Even beyond these social changes, Tashkent underwent irreversible modifications following the 1966 earthquake. This cataclysmic event effectively destroyed the city and left more than 300,000 people homeless. The 'heritage status’ that Soviet urban planners were able to apply to the historic core of the ruined city, also provided them with a momentary window to create a model Soviet city outside of the dense old town — the virtual urban antithesis of the historic core and its constituent mahalla (Raab 2014). More significantly, while these new interventions in Tashkent were collateral to preserving the past, several important Islamic buildings in Tashkent’s historic core, were also carefully restored between 1960 and 1980s. The kosh-ensemble created by the Barak Khana Madrassa, the Tilya Sheikh Mosque and the Kukeldash Madrassa remain a good example of Tashkent restorations. Restorations in Tashkent were Uzbekistan’s first experiment to create what would later be called as ‘a museum in the open’. In other words, this was a ‘choreographed, museum experience’ that displaced the viewer to heterotopic time, versus any continuity of the original atmosphere that pervaded in centuries past. Similar ‘museums’ would also be developed in Bukhara and Khiva in the decades to come. Continuing urban development between the 1970s and 80s further increased the sprawl of Tashkent, and by the time of the Soviet Union’s collapse in 1991, it was the fourth largest city in the USSR with a population in excess of 2 million inhabitants. Thereafter, since independence, Tashkent has undergone significant economic cultural and architectural change, with character-changing urban projects now conceived for the core of the city. Tashkent’s definition of heritage was and has always remained quite removed from historic cities such as Bukhara and Samarqand.

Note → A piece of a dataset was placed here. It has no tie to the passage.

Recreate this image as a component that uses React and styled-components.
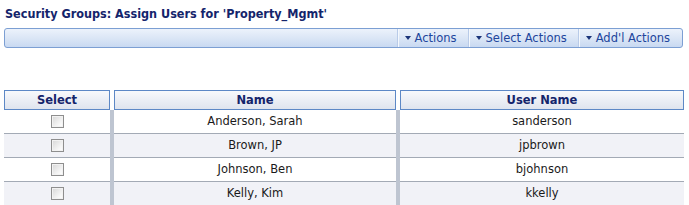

In similar vein as Tashkent but on a different scale, the Registan Square kosh-ensemble at Samarqand also documents the trials and tribulations of urban heritage practice. Its progress document the actions of a regime that transitioned from the Soviet past towards becoming a Stan yet held on to several unresolved issues of statehood. The Registan — an urban space popular with local and foreign tourist groups — was framed by three medieval madrasas — the Ulugh Beg Madrasa (built 1417-20 CE); the Shir-Dar Madrasa (built 1619-36 CE); and the Tilla-Kari Mosque and Madrasa (built 1646-60 CE). While this ensemble remains critical towards understanding Central Asian medieval urbanity and is one of the region’s most spectacular sites, a combination of time, neglect and seismic activity had left these majestic buildings in an almost ruined condition just a few centuries after their construction. Domes and portals were damaged, the minarets dangerously inclined, and the facades in some places had lost up to 80 per cent of their ceramic tilework. To their credit, starting in 1875, Russian authorities used local craftsmen and builders to shore up some of the most dangerous sections of the madrasas. However, once under Soviet control, the government’s prohibition on religious activity meant that theological schools still operating with the Registan madrasas received no preservation attention.
The Ulugh Beg Madrasa, located on the west side of the Registan, remains by far the oldest structure within this ensemble. Historians also claim that it is the only one built by the Timurids, while the other two were built by the Shaybanids. In the 1920s, the Turkomstaris Committee is reported to have sponsored substantial structural preservation on the Ulugh Beg Madrasa, essentially putting up a framework to stop the domes and arches from total collapse, while also shoring up the leaning minarets. In 1932, additional emergency repairs were done, followed by the start of major restoration work on all three madrasas within the policy shift towards heritage preservation in the 1960s, (Serageldin and Grabar 1989). Furthermore, between 1967 and 1987, more careful restoration work was carried out based on extensive studies, including archaeological excavations, probing and the assessment of foundations and facades, archival research, and epigraphic studies. To counteract the seismic damage to the ensemble caused by its shallow foundations, Soviet engineers substantially rebuilt the interior and the exterior of the buildings, ad employed salvaged brickwork, tiles and majolica gathered from mounds of rubble. This impressive restoration was completed just before the fall of the USSR in 1991. Benjamin suggests that despite the many changes in Soviet policy towards preservation over the decades in Central Asia, it is truly the Soviets whose restoration of the Registan, preserved it for posterity (Benjamin 2018).